However, some outsiders noted, Stolz’s six-year hiatus insulates him from the taint of the Iran-Contra scandal, making his selection more acceptable to the CIA’s overseers on the House and Senate intelligence committees.

Some former agency officials also said that Stolz was well-liked during his 31 years with the intelligence agency and predicted that his return would be welcomed by most in the CIA’s clandestine service. He has received the agency’s distinguished intelligence service medal, its highest award.

His new job will place him in charge of all CIA undercover activities, from the routine assignments of agents to normal intelligence-gathering to so-called covert missions, in which clandestine officers actively work to influence overseas events.

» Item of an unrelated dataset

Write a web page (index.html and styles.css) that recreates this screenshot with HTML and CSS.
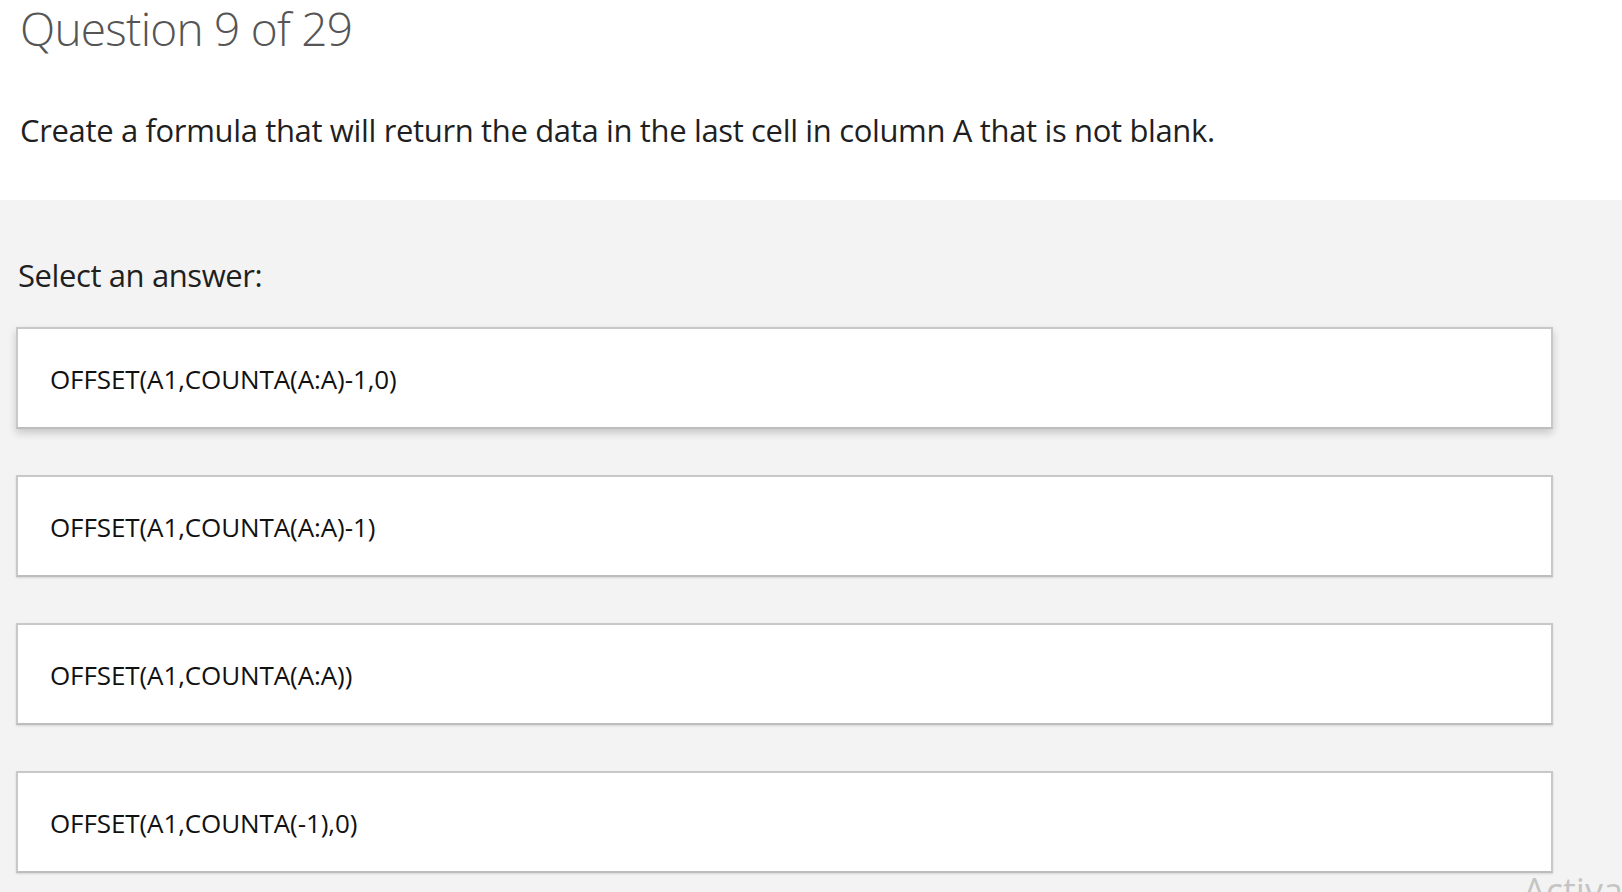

Covert operations, the most controversial CIA activity, can range from paramilitary actions--such as U.S. military support for resistance fighters inside Afghanistan--to more mundane efforts, such as moves to counter Soviet propaganda.

Task of Reforms

Stolz also will face the task of carrying out reforms in the agency’s operation that Webster may order as the result of a recently completed internal review of the CIA’s role in the Iran-Contra affair. The review, conducted by Webster’s special counsel, Russell Bruemmer, was completed early this month.

Webster said in a prepared statement Tuesday that Stolz’s experience in the agency’s clandestine service “eminently qualifies him to fill this most important position.”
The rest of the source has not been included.